Don't reject this word without at least giving it a try.

Italian word of the day: 'Bocciare'

If you open your Italian test paper to see the word bocciato sprawled across the front in big red lettering, you’d be right in assuming it’s not good news.

Bocciare in Italian means to flunk, fail or to hold back.

Se non supero questo esame mi bocceranno.
If I don’t pass this exam they’re going to fail me.

Se continua a saltare le lezioni, verrà bocciata.
If she continues skipping classes, she’s going to fail out.

And bocciatura is the practice of holding a student who’s failed their end-of-year exams back a year.

Marco è stato bocciato mentre Alessia è stata promossa.
Marco was held back while Alessia moved on to the next grade.

Bocciato Sono Stato Bocciato Esame Compito Piangere Triste Tristezza Mr Bean GIF - Failed I Failed Sadness GIFs

Bocciare has other applications, however, outside the classroom. It can also more broadly mean to reject: 

Era solo uno dei tanti candidati che sono stati bocciati.
He was just one of a large pool of candidates that were rejected.

And you’ll often see the word appear in headlines about politics, where it usually refers to vetoing a proposal or bill.

I sindacati hanno bocciato la proposta del governo.
Labour unions rejected the government’s proposal.

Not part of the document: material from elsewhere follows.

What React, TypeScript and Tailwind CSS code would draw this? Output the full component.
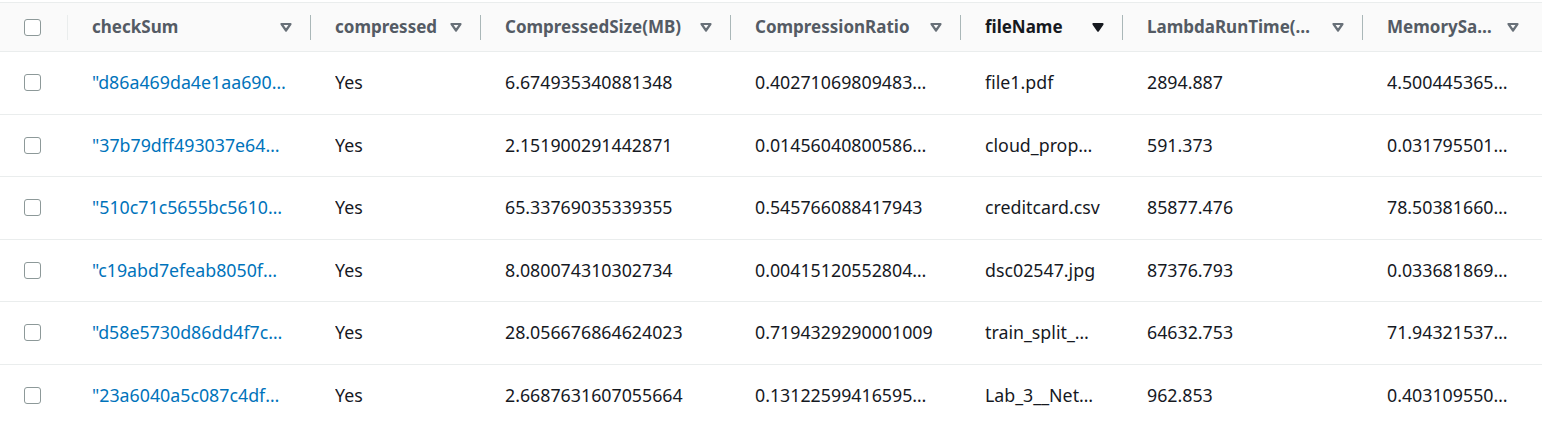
import React from "react";

type Col = {
  key: string;
  label: string;
  width: string;
  cellPad: string;
  sorted?: boolean;
};

const columns: Col[] = [
  { key: "checkSum", label: "checkSum", width: "w-[243px]", cellPad: "pl-[25px] pr-[22.5px]" },
  { key: "compressed", label: "compressed", width: "w-[170px]", cellPad: "pl-[25px] pr-[25px]" },
  { key: "size", label: "CompressedSize(MB)", width: "w-[250px]", cellPad: "pl-[25px] pr-[25px]" },
  { key: "ratio", label: "CompressionRatio", width: "w-[230px]", cellPad: "pl-[25px] pr-[25px]" },
  { key: "fileName", label: "fileName", width: "w-[162px]", cellPad: "pl-[25px] pr-[21px]", sorted: true },
  { key: "runtime", label: "LambdaRunTime(Milliseconds)", width: "w-[240px]", cellPad: "pl-[25px] pr-[25px]" },
  { key: "memory", label: "MemorySaved(MB)", width: "w-[175px]", cellPad: "pl-[25px] pr-[25px]" },
];

const rows = [
  ['"d86a469da4e1aa6904f1c2b3"', "Yes", "6.674935340881348", "0.40271069809483915", "file1.pdf", "2894.887", "4.500445365905762"],
  ['"37b79dff493037e64a2c9e10"', "Yes", "2.151900291442871", "0.014560408005869937", "cloud_propagation.pdf", "591.373", "0.03179550170898438"],
  ['"510c71c5655bc5610e8a7d21"', "Yes", "65.33769035339355", "0.545766088417943", "creditcard.csv", "85877.476", "78.50381660461426"],
  ['"c19abd7efeab8050fd92c44b"', "Yes", "8.080074310302734", "0.004151205528041236", "dsc02547.jpg", "87376.793", "0.03368186950683594"],
  ['"d58e5730d86dd4f7c1b0e6a8"', "Yes", "28.056676864624023", "0.7194329290001009", "train_split_Model.csv", "64632.753", "71.94321537017822"],
  ['"23a6040a5c087c4df9e7b3a1"', "Yes", "2.6687631607055664", "0.13122599416595642", "Lab_3__Networking.pdf", "962.853", "0.40310955047607422"],
];

function Checkbox() {
  return (
    <span className="block w-[17px] h-[17px] rounded-[3px] border-[1.5px] border-[#8d9999] bg-white" />
  );
}

function SortIcon({ active }: { active?: boolean }) {
  return (
    <svg width="14" height="11" viewBox="0 0 14 11" className="shrink-0">
      <path
        d="M2.5 2 L11.5 2 L7 8.5 Z"
        fill={active ? "#16191f" : "none"}
        stroke={active ? "#16191f" : "#687078"}
        strokeWidth="2.2"
        strokeLinejoin="round"
      />
    </svg>
  );
}

export default function App() {
  return (
    <div className="w-[1542px] h-[426px] overflow-hidden bg-white font-['Noto_Sans',sans-serif] text-[17.8px] text-[#16191f]">
      {/* header */}
      <div className="mt-[2px] flex h-[50px] items-center border-y border-[#eaeded] bg-[#fafafa]">
        <div className="flex w-[67px] shrink-0 items-center pl-6">
          <Checkbox />
        </div>
        {columns.map((col, i) => (
          <div
            key={col.key}
            className={`${col.width} relative flex h-full shrink-0 items-center pl-[25px] pr-[17px]`}
          >
            <span
              className={
                i === 0
                  ? "absolute left-0 top-[12px] h-[25px] w-px bg-[#eaeded]"
                  : "absolute left-0 top-[12px] h-[25px] w-px bg-[#aab7b8]"
              }
            />
            <span
              className={
                col.sorted
                  ? "flex-1 truncate text-[17px] font-bold text-[#16191f]"
                  : "flex-1 truncate text-[17px] font-bold text-[#545b64]"
              }
            >
              {col.label}
            </span>
            <span className="ml-2">
              <SortIcon active={col.sorted} />
            </span>
          </div>
        ))}
      </div>

      {/* body */}
      {rows.map((row, r) => (
        <div
          key={r}
          className={
            r === rows.length - 1
              ? "flex h-[62.5px] items-center"
              : "flex h-[62.5px] items-center border-b border-[#eaeded]"
          }
        >
          <div className="flex w-[67px] shrink-0 items-center pl-6">
            <Checkbox />
          </div>
          {columns.map((col, i) => (
            <div key={col.key} className={`${col.width} ${col.cellPad} shrink-0`}>
              <div className={i === 0 ? "truncate text-[#0073bb]" : "truncate"}>
                {row[i]}
              </div>
            </div>
          ))}
        </div>
      ))}
    </div>
  );
}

Il ddl è stato bocciato dalla Camera dei Deputati.
The bill was defeated in the lower house.

The verb has its origins in sport: bocciare originally meant to hit one ball with another in the popular Italian pastime of bocce, or boules.

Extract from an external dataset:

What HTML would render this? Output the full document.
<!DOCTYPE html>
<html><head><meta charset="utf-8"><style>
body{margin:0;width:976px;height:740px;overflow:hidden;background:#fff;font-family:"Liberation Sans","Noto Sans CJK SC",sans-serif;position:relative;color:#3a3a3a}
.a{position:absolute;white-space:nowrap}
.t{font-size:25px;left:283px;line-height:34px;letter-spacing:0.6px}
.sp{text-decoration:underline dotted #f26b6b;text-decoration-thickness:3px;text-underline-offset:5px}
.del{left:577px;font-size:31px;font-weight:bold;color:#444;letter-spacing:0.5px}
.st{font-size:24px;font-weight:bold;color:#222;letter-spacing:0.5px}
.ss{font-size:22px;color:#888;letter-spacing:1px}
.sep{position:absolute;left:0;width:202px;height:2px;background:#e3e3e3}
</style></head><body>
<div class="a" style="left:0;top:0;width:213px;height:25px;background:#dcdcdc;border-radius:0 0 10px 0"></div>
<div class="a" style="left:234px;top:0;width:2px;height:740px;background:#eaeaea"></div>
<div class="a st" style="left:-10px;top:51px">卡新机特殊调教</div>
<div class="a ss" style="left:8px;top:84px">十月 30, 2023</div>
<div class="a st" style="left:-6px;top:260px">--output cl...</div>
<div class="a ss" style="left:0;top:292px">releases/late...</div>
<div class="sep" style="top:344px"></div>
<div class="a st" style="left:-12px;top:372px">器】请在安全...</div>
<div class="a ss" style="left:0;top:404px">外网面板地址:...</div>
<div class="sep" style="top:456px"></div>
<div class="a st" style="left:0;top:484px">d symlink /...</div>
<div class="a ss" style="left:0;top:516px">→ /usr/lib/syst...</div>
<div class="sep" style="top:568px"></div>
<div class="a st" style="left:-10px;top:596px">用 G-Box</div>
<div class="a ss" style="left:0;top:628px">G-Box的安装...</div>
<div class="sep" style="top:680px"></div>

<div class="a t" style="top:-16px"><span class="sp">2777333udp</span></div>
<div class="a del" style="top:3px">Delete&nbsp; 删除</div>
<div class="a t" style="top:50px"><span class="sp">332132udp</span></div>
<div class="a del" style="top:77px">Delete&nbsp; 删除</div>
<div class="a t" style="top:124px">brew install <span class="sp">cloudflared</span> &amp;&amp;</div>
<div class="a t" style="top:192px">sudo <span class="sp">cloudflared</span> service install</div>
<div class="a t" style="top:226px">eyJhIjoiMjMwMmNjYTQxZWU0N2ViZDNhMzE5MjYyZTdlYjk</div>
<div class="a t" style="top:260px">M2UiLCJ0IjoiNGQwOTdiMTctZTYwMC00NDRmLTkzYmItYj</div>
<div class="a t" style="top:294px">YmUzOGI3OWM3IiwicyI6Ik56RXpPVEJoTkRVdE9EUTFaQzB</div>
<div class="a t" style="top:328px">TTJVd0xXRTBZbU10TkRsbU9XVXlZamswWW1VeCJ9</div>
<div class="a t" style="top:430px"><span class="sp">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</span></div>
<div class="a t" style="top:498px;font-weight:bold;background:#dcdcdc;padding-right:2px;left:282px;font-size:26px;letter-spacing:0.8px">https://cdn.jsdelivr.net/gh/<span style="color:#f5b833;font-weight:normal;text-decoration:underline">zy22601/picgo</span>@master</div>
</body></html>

There’s been some debate as to whether bocciare can be used in the active voice by the person who failed or was rejected, as in the English ‘I failed the exam’, or whether it’s only something that can happen to you (‘I was failed/they failed me’).

L’Accademia della Crusca, Italy’s preeminent linguistic authority, has weighed in on this and determined that it would amount to a semantic ‘absurdity’ in Italian for the victim of a failure to be the author of their own failing (to fail or reject themselves, so to speak).

So while you might hear someone use a phrase like Claudio ha bocciato l’esame in a colloquial context, it’s not technically considered good Italian – at least not for now.